The major difference between our last full program and this one is the amount and variety of training and practice we'll be making use of. In fact, we're only spending this week in Orvieto. Next week we'll be back for brush-ups in Italian, but largely we'll be in Aquapendente at Teatro Boni, our artistic host. There the students will take classes with Andrea Brugnera and we'll begin the work on the actual Scala scenario we're using, The Two Faithful Notaries. That, too, is when the major events begin. So far we've only had meal-oriented ones – and those are of course great – but starting at the end of this hard-working week we start seeing sights and shows. Hopefully I'll be able to write about those individually as they occur...or anyway, soon after when they actually occur.


I've done a lot of reflecting during all this, of course. Italy is enticing, exciting and extremely challenging to me, all at once.

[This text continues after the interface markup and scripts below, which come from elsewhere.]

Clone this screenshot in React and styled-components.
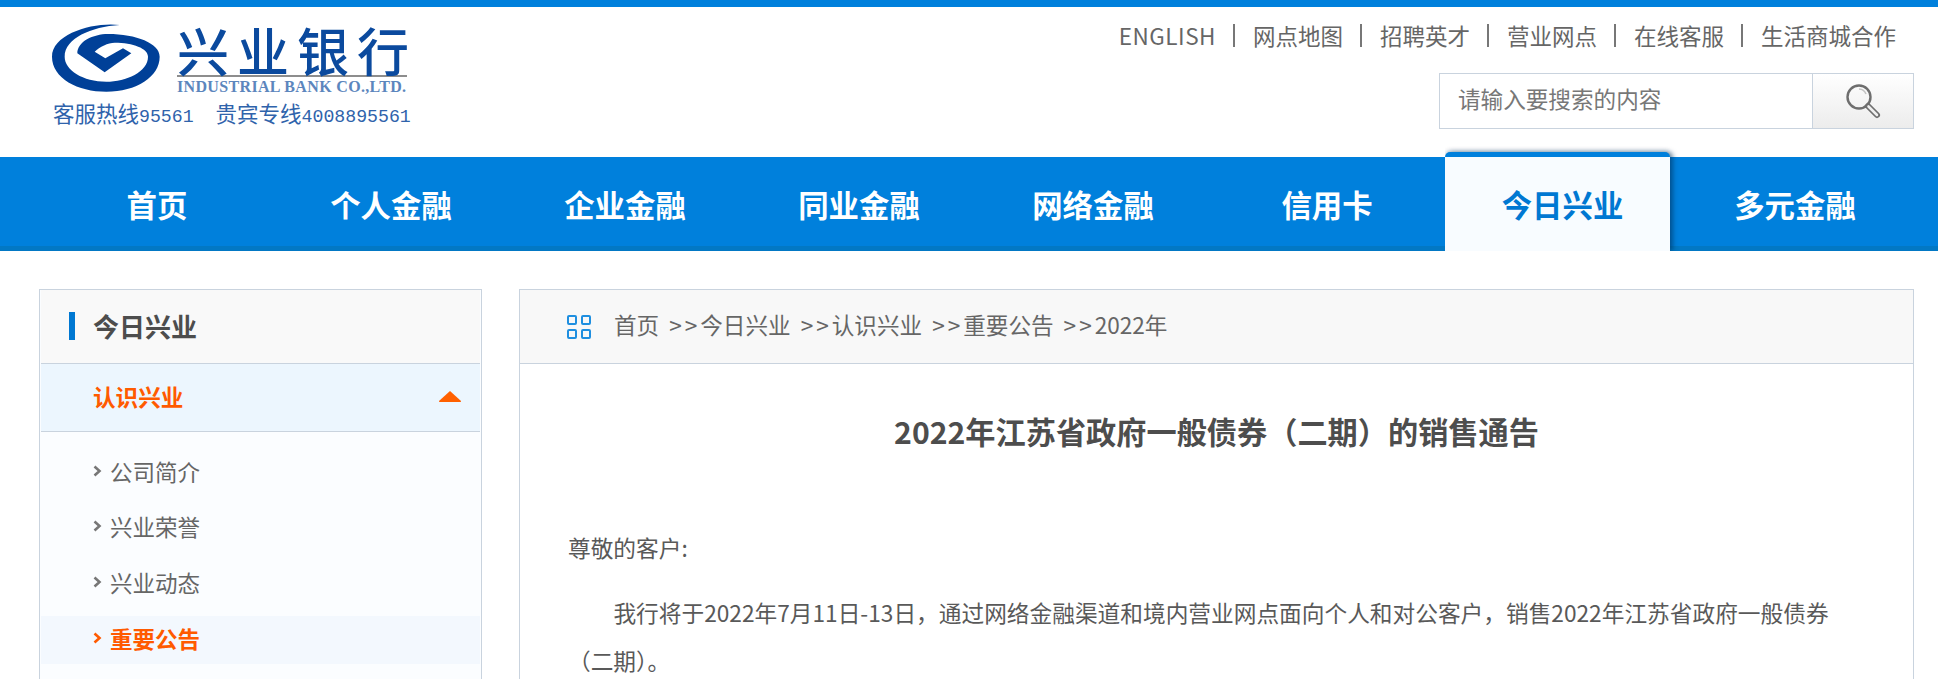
import React from "react";
import styled, { createGlobalStyle } from "styled-components";

const Global = createGlobalStyle`
  html, body { margin: 0; padding: 0; height: 100%; overflow: hidden; background: #fff; }
  body { font-family: "Noto Sans CJK SC", "Noto Sans", sans-serif; color: #595959; }
  * { box-sizing: border-box; }
`;

const Page = styled.div`
  height: 679px;
  overflow: hidden;
  border-top: 7px solid #0080dc;
`;

const Header = styled.header`
  height: 150px;
  display: flex;
  justify-content: space-between;
  padding: 13px 24px 0 48px;
`;

const Brand = styled.div`
  display: flex;
  flex-direction: column;
`;

const BrandTop = styled.div`
  display: flex;
  gap: 13px;
`;

const Emblem = styled.svg`
  width: 116px;
  height: 76px;
  filter: blur(0.5px);
`;

const Wordmark = styled.div`
  width: 230px;
  display: flex;
  flex-direction: column;
  padding-top: 5px;
`;

const BrandName = styled.div`
  height: 50px;
  font-size: 52px;
  line-height: 50px;
  font-weight: 500;
  letter-spacing: 8px;
  white-space: nowrap;
  color: #0b4a9e;
  filter: blur(0.4px);
`;

const BrandRule = styled.div`
  height: 2px;
  background: #8d8d8d;
`;

const BrandEnglish = styled.div`
  margin-top: 2px;
  font-family: "Liberation Serif", serif;
  font-weight: 700;
  font-size: 16px;
  line-height: 15px;
  letter-spacing: 0.34px;
  white-space: nowrap;
  color: #5c86bd;
`;

const Hotlines = styled.div`
  display: flex;
  gap: 22px;
  margin-top: 4px;
  padding-left: 5px;
  font-size: 21.5px;
  line-height: 26px;
  color: #2f63ab;
`;

const Hotline = styled.span`
  white-space: nowrap;
`;

const HotlineNumber = styled.span`
  font-family: "Liberation Mono", monospace;
  font-size: 18.2px;
`;

const Tools = styled.div`
  display: flex;
  flex-direction: column;
  align-items: flex-end;
  padding-top: 4px;
`;

const TopLinks = styled.nav`
  display: flex;
  align-items: center;
`;

const TopLink = styled.a`
  font-size: 22.5px;
  line-height: 23px;
  height: 23px;
  color: #666;
  padding: 0 17px 0 18px;
  border-right: 2px solid #777;
  letter-spacing: ${(p) => (p.$latin ? "0.5px" : "0")};
  white-space: nowrap;
  &:last-child { border-right: 0; padding-right: 18px; }
`;

const Search = styled.div`
  width: 475px;
  height: 56px;
  margin-top: 26px;
  display: flex;
  border: 1px solid #c9d3de;
`;

const SearchInput = styled.div`
  flex: 1;
  padding-left: 18px;
  font-size: 22.6px;
  line-height: 50px;
  color: #777;
`;

const SearchButton = styled.div`
  width: 101px;
  border-left: 1px solid #c9d3de;
  background: linear-gradient(#ffffff, #ececec);
  display: flex;
  align-items: center;
  justify-content: center;
`;

const NavBar = styled.nav`
  height: 94px;
  background: #0080dc;
  border-bottom: 5px solid #0278c4;
  padding-left: 40px;
  display: flex;
`;

const NavItem = styled.a`
  position: relative;
  width: 234px;
  height: 94px;
  display: flex;
  align-items: center;
  justify-content: center;
  padding: 0 0 1px ${(p) => (p.$active ? "3px" : "0")};
  font-size: 30.4px;
  font-weight: 700;
  color: ${(p) => (p.$active ? "#0078d2" : "#fff")};
  &::before {
    content: ${(p) => (p.$active ? '""' : "none")};
    position: absolute;
    left: 1px;
    width: 225px;
    top: -5px;
    bottom: 0;
    background: #f8fcff;
    border-top: 5px solid #0080dc;
    border-radius: 5px 5px 0 0;
    box-shadow: 3px 0 5px rgba(0, 50, 90, 0.55), 0 -2px 4px rgba(0, 50, 90, 0.15);
    clip-path: inset(-8px -12px 0 0);
  }
`;

const NavLabel = styled.span`
  position: relative;
`;

const Main = styled.main`
  display: flex;
  gap: 37px;
  padding: 38px 24px 0 39px;
`;

const Sidebar = styled.aside`
  width: 443px;
  flex: none;
  border: 1px solid #c9d3de;
  padding: 0 1px;
  background: #fbfdff;
`;

const SideHeading = styled.h2`
  margin: 0;
  height: 74px;
  display: flex;
  align-items: center;
  gap: 18px;
  padding: 0 0 2px 28px;
  background: #f9f9f9;
  font-size: 26px;
  font-weight: 700;
  color: #4d4d4d;
  border-bottom: 1px solid #c9d3de;
  &::before {
    content: "";
    width: 6px;
    height: 28px;
    background: #0078d2;
  }
`;

const SideGroup = styled.div`
  height: 68px;
  display: flex;
  align-items: center;
  justify-content: space-between;
  padding: 0 18px 2px 52px;
  background: #ecf6fe;
  border-bottom: 1px solid #c9d3de;
  font-size: 22.6px;
  font-weight: 700;
  color: #ff5a00;
`;

const SideList = styled.ul`
  list-style: none;
  margin: 0;
  padding: 13px 0 0;
`;

const SideItem = styled.li`
  height: ${(p) => (p.$active ? "48px" : "55.6px")};
  margin-top: ${(p) => (p.$active ? "4px" : "0")};
  display: flex;
  align-items: center;
  gap: 8px;
  padding: 0 0 ${(p) => (p.$active ? "3px" : "4px")} 52px;
  font-size: 22.5px;
  font-weight: ${(p) => (p.$active ? 700 : 400)};
  color: ${(p) => (p.$active ? "#ff5a00" : "#666")};
  background: ${(p) => (p.$active ? "#f3f8fe" : "transparent")};
`;

const Article = styled.section`
  flex: 1;
  border: 1px solid #c9d3de;
  border-bottom: 0;
`;

const Crumbs = styled.div`
  height: 74px;
  display: flex;
  align-items: center;
  gap: 23px;
  padding-left: 47px;
  background: #f8f8f8;
  border-bottom: 1px solid #c9d3de;
  font-size: 22.6px;
  color: #666;
  white-space: nowrap;
`;

const CrumbText = styled.span`
  padding-bottom: 4px;
`;

const CrumbSep = styled.span`
  padding-left: 10px;
  letter-spacing: 3px;
`;

const ArticleBody = styled.div`
  padding: 37px 64px 0 48px;
`;

const Title = styled.h1`
  margin: 0 0 63px;
  padding-left: 16px;
  font-size: 30.2px;
  line-height: 60px;
  font-weight: 700;
  text-align: center;
  color: #4d4d4d;
`;

const Para = styled.p`
  margin: 0 0 17px;
  font-size: 22.7px;
  line-height: 48px;
  color: #595959;
  text-indent: ${(p) => (p.$indent ? "2em" : "0")};
`;

const Chevron = ({ color }) => (
  <svg width="9" height="12" viewBox="0 0 9 12" fill="none">
    <path d="M1.5 1.5 L6.5 6 L1.5 10.5" stroke={color} strokeWidth="2.6" />
  </svg>
);

const navItems = ["首页", "个人金融", "企业金融", "同业金融", "网络金融", "信用卡", "今日兴业", "多元金融"];
const topLinks = ["ENGLISH", "网点地图", "招聘英才", "营业网点", "在线客服", "生活商城合作"];
const subItems = ["公司简介", "兴业荣誉", "兴业动态"];
const crumbs = ["今日兴业", "认识兴业", "重要公告", "2022年"];

export default function App() {
  return (
    <Page>
      <Global />
      <Header>
        <Brand>
          <BrandTop>
            <Emblem viewBox="0 0 348 228">
              <path
                fill="#004098"
                d="M215 15 C140 5 12 40 12 110 C12 175 90 215 175 215 C265 215 335 170 335 110 C335 70 265 42 180 42 C135 42 88 65 88 100 L170 157 L250 100 L225 85 L172 115 L140 95 C155 80 180 68 200 68 C255 68 300 85 300 110 C300 155 235 185 175 185 C105 185 50 150 50 110 C50 55 130 20 215 15 Z"
              />
            </Emblem>
            <Wordmark>
              <BrandName>兴业银行</BrandName>
              <BrandRule />
              <BrandEnglish>INDUSTRIAL BANK CO.,LTD.</BrandEnglish>
            </Wordmark>
          </BrandTop>
          <Hotlines>
            <Hotline>客服热线<HotlineNumber>95561</HotlineNumber></Hotline>
            <Hotline>贵宾专线<HotlineNumber>4008895561</HotlineNumber></Hotline>
          </Hotlines>
        </Brand>
        <Tools>
          <TopLinks>
            {topLinks.map((t) => (
              <TopLink key={t} $latin={t === "ENGLISH"}>{t}</TopLink>
            ))}
          </TopLinks>
          <Search>
            <SearchInput>请输入要搜索的内容</SearchInput>
            <SearchButton>
              <svg width="38" height="38" viewBox="0 0 38 38" fill="none">
                <circle cx="15" cy="15" r="11.5" stroke="#6e6e6e" strokeWidth="2.4" />
                <path d="M15 7 A8 8 0 0 1 22 12" stroke="#c4c4c4" strokeWidth="1.6" />
                <path d="M24 24 L33 33" stroke="#6e6e6e" strokeWidth="6" strokeLinecap="round" />
                <path d="M24.5 24.5 L33 33" stroke="#efefef" strokeWidth="2.6" strokeLinecap="round" />
              </svg>
            </SearchButton>
          </Search>
        </Tools>
      </Header>
      <NavBar>
        {navItems.map((t) => (
          <NavItem key={t} $active={t === "今日兴业"}>
            <NavLabel>{t}</NavLabel>
          </NavItem>
        ))}
      </NavBar>
      <Main>
        <Sidebar>
          <SideHeading>今日兴业</SideHeading>
          <SideGroup>
            认识兴业
            <svg width="24" height="13" viewBox="0 0 24 13">
              <path d="M12 1 L23 11 Q23.5 12 22 12 L2 12 Q0.5 12 1 11 Z" fill="#ff6000" />
            </svg>
          </SideGroup>
          <SideList>
            {subItems.map((t) => (
              <SideItem key={t}>
                <Chevron color="#777" />
                {t}
              </SideItem>
            ))}
            <SideItem $active>
              <Chevron color="#ff5a00" />
              重要公告
            </SideItem>
          </SideList>
        </Sidebar>
        <Article>
          <Crumbs>
            <svg width="24" height="24" viewBox="0 0 24 24" fill="none" stroke="#1f8fe0" strokeWidth="2">
              <rect x="1" y="1" width="8" height="8" rx="1" />
              <rect x="15" y="1" width="8" height="8" rx="1" />
              <rect x="1" y="15" width="8" height="8" rx="1" />
              <rect x="15" y="15" width="8" height="8" rx="1" />
            </svg>
            <CrumbText>
              首页
              {crumbs.map((c) => (
                <React.Fragment key={c}>
                  <CrumbSep>&gt;&gt;</CrumbSep>
                  {c}
                </React.Fragment>
              ))}
            </CrumbText>
          </Crumbs>
          <ArticleBody>
            <Title>2022年江苏省政府一般债券（二期）的销售通告</Title>
            <Para>尊敬的客户:</Para>
            <Para $indent>
              我行将于2022年7月11日-13日，通过网络金融渠道和境内营业网点面向个人和对公客户，销售2022年江苏省政府一般债券（二期）。
            </Para>
          </ArticleBody>
        </Article>
      </Main>
    </Page>
  );
}
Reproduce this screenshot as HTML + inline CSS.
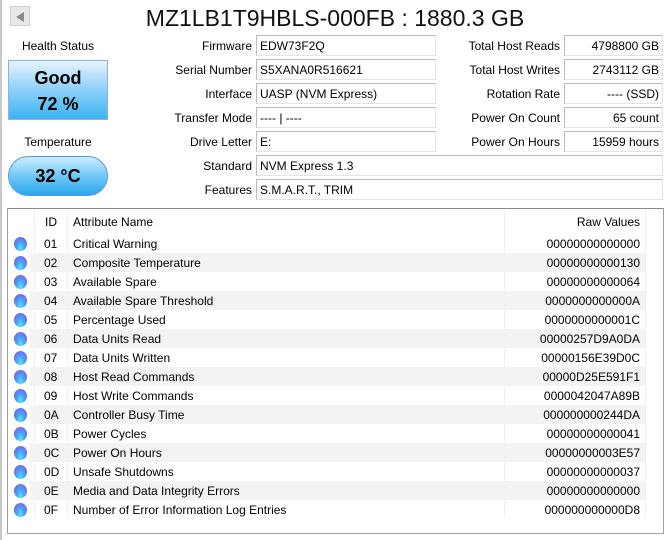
<!DOCTYPE html>
<html><head><meta charset="utf-8"><style>
body{margin:0;width:670px;height:540px;background:#fff;font-family:"Liberation Sans",sans-serif;font-size:12px;color:#000;position:relative;overflow:hidden}
.a{position:absolute;white-space:nowrap}
.lbl{text-align:right;width:160px}
.box{position:absolute;border:1px solid #bcbcbc;border-right-color:#e4e4e4;border-bottom-color:#e4e4e4;line-height:21px;padding:0 3px;box-sizing:border-box;height:21px}
.r{text-align:right}
.row{position:absolute;left:30px;width:615px;height:19px;line-height:20px}
.row.s{background:#f3f3f3}
.dot{position:absolute;left:-16px;top:3px;width:13px;height:14px;border-radius:50%;background:radial-gradient(ellipse at 50% 85%,#5fe0ff 0,#40b0f4 35%,#7070f0 70%,#6050d8 100%)}
</style></head><body>
<div class="a" style="left:0;top:0;width:2px;height:540px;background:#c8c8c8"></div>
<div class="a" style="left:10px;top:6px;width:20px;height:20px;background:#e8e8e8;border:1px solid #d0d0d0;box-sizing:border-box"><div style="position:absolute;left:5px;top:5px;width:0;height:0;border-top:5px solid transparent;border-bottom:5px solid transparent;border-right:8px solid #8a8a8a"></div></div>
<div class="a" style="left:0;width:670px;top:5px;text-align:center;font-size:23px;color:#111">MZ1LB1T9HBLS-000FB : 1880.3 GB</div>
<div class="a" style="left:8px;width:100px;top:39px;text-align:center">Health Status</div>
<div class="a" style="left:8px;top:60px;width:100px;height:60px;box-sizing:border-box;border:1px solid #8ab4e8;background:linear-gradient(#e8f4ff,#8ccff8 50%,#3cb4f2);text-align:center;font-weight:bold;font-size:18px;line-height:26px;padding-top:4px">Good<br>72 %</div>
<div class="a" style="left:8px;width:100px;top:135px;text-align:center">Temperature</div>
<div class="a" style="left:8px;top:156px;width:100px;height:40px;box-sizing:border-box;border:1px solid #5a9ae0;border-radius:20px;background:linear-gradient(#cfeeff,#70c8f6 50%,#2aa8ee);text-align:center;font-weight:bold;font-size:18px;line-height:38px">32 °C</div>

<div class="a lbl" style="left:92px;top:39px">Firmware</div>
<div class="a lbl" style="left:92px;top:63px">Serial Number</div>
<div class="a lbl" style="left:92px;top:87px">Interface</div>
<div class="a lbl" style="left:92px;top:111px">Transfer Mode</div>
<div class="a lbl" style="left:92px;top:135px">Drive Letter</div>
<div class="a lbl" style="left:92px;top:159px">Standard</div>
<div class="a lbl" style="left:92px;top:183px">Features</div>
<div class="box" style="left:256px;top:35px;width:180px">EDW73F2Q</div>
<div class="box" style="left:256px;top:59px;width:180px">S5XANA0R516621</div>
<div class="box" style="left:256px;top:83px;width:180px">UASP (NVM Express)</div>
<div class="box" style="left:256px;top:107px;width:180px">---- | ----</div>
<div class="box" style="left:256px;top:131px;width:180px">E:</div>
<div class="box" style="left:256px;top:155px;width:407px">NVM Express 1.3</div>
<div class="box" style="left:256px;top:179px;width:407px">S.M.A.R.T., TRIM</div>

<div class="a lbl" style="left:400px;top:39px">Total Host Reads</div>
<div class="a lbl" style="left:400px;top:63px">Total Host Writes</div>
<div class="a lbl" style="left:400px;top:87px">Rotation Rate</div>
<div class="a lbl" style="left:400px;top:111px">Power On Count</div>
<div class="a lbl" style="left:400px;top:135px">Power On Hours</div>
<div class="box r" style="left:564px;top:35px;width:99px">4798800 GB</div>
<div class="box r" style="left:564px;top:59px;width:99px">2743112 GB</div>
<div class="box r" style="left:564px;top:83px;width:99px">---- (SSD)</div>
<div class="box r" style="left:564px;top:107px;width:99px">65 count</div>
<div class="box r" style="left:564px;top:131px;width:99px">15959 hours</div>

<div class="a" style="left:7px;top:208px;width:657px;height:326px;box-sizing:border-box;border:1px solid #a0a0a0;border-top-color:#888"></div>
<div class="a" style="left:34px;top:210px;width:1px;height:308px;background:#f0f0f0"></div>
<div class="a" style="left:67px;top:210px;width:1px;height:308px;background:#f0f0f0"></div>
<div class="a" style="left:504px;top:210px;width:1px;height:308px;background:#f0f0f0"></div>
<div class="a" style="left:645px;top:210px;width:1px;height:308px;background:#f0f0f0"></div>
<div class="a" style="left:45px;top:215px">ID</div>
<div class="a" style="left:73px;top:215px">Attribute Name</div>
<div class="a" style="left:560px;top:215px;width:80px;text-align:right">Raw Values</div>
<div class="row" style="top:234px"><div class="dot"></div><span class="a" style="left:14px">01</span><span class="a" style="left:43px">Critical Warning</span><span class="a" style="right:5px">00000000000000</span></div>
<div class="row s" style="top:253px"><div class="dot"></div><span class="a" style="left:14px">02</span><span class="a" style="left:43px">Composite Temperature</span><span class="a" style="right:5px">00000000000130</span></div>
<div class="row" style="top:272px"><div class="dot"></div><span class="a" style="left:14px">03</span><span class="a" style="left:43px">Available Spare</span><span class="a" style="right:5px">00000000000064</span></div>
<div class="row s" style="top:291px"><div class="dot"></div><span class="a" style="left:14px">04</span><span class="a" style="left:43px">Available Spare Threshold</span><span class="a" style="right:5px">0000000000000A</span></div>
<div class="row" style="top:310px"><div class="dot"></div><span class="a" style="left:14px">05</span><span class="a" style="left:43px">Percentage Used</span><span class="a" style="right:5px">0000000000001C</span></div>
<div class="row s" style="top:329px"><div class="dot"></div><span class="a" style="left:14px">06</span><span class="a" style="left:43px">Data Units Read</span><span class="a" style="right:5px">00000257D9A0DA</span></div>
<div class="row" style="top:348px"><div class="dot"></div><span class="a" style="left:14px">07</span><span class="a" style="left:43px">Data Units Written</span><span class="a" style="right:5px">00000156E39D0C</span></div>
<div class="row s" style="top:367px"><div class="dot"></div><span class="a" style="left:14px">08</span><span class="a" style="left:43px">Host Read Commands</span><span class="a" style="right:5px">00000D25E591F1</span></div>
<div class="row" style="top:386px"><div class="dot"></div><span class="a" style="left:14px">09</span><span class="a" style="left:43px">Host Write Commands</span><span class="a" style="right:5px">0000042047A89B</span></div>
<div class="row s" style="top:405px"><div class="dot"></div><span class="a" style="left:14px">0A</span><span class="a" style="left:43px">Controller Busy Time</span><span class="a" style="right:5px">000000000244DA</span></div>
<div class="row" style="top:424px"><div class="dot"></div><span class="a" style="left:14px">0B</span><span class="a" style="left:43px">Power Cycles</span><span class="a" style="right:5px">00000000000041</span></div>
<div class="row s" style="top:443px"><div class="dot"></div><span class="a" style="left:14px">0C</span><span class="a" style="left:43px">Power On Hours</span><span class="a" style="right:5px">00000000003E57</span></div>
<div class="row" style="top:462px"><div class="dot"></div><span class="a" style="left:14px">0D</span><span class="a" style="left:43px">Unsafe Shutdowns</span><span class="a" style="right:5px">00000000000037</span></div>
<div class="row s" style="top:481px"><div class="dot"></div><span class="a" style="left:14px">0E</span><span class="a" style="left:43px">Media and Data Integrity Errors</span><span class="a" style="right:5px">00000000000000</span></div>
<div class="row" style="top:500px"><div class="dot"></div><span class="a" style="left:14px">0F</span><span class="a" style="left:43px">Number of Error Information Log Entries</span><span class="a" style="right:5px">000000000000D8</span></div>
</body></html>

I've had some major (insofar as my experience extends) victories on the trip already, as well as some harrowing moments and, let me face it, outright failures. Yet the failures have been more productive, somehow, than I've allowed them to be in the past. We're trying to teach, after all, that risk and mistakes are great tools to improving communication. It seems I take that lesson more and more to heart the more I challenge myself in this way. God, is it challenging! Which is both an outburst of frustration and an exclamation of thrill.


I'll write more soon, e vero. Until then, may the gelato like to you as well, my friends.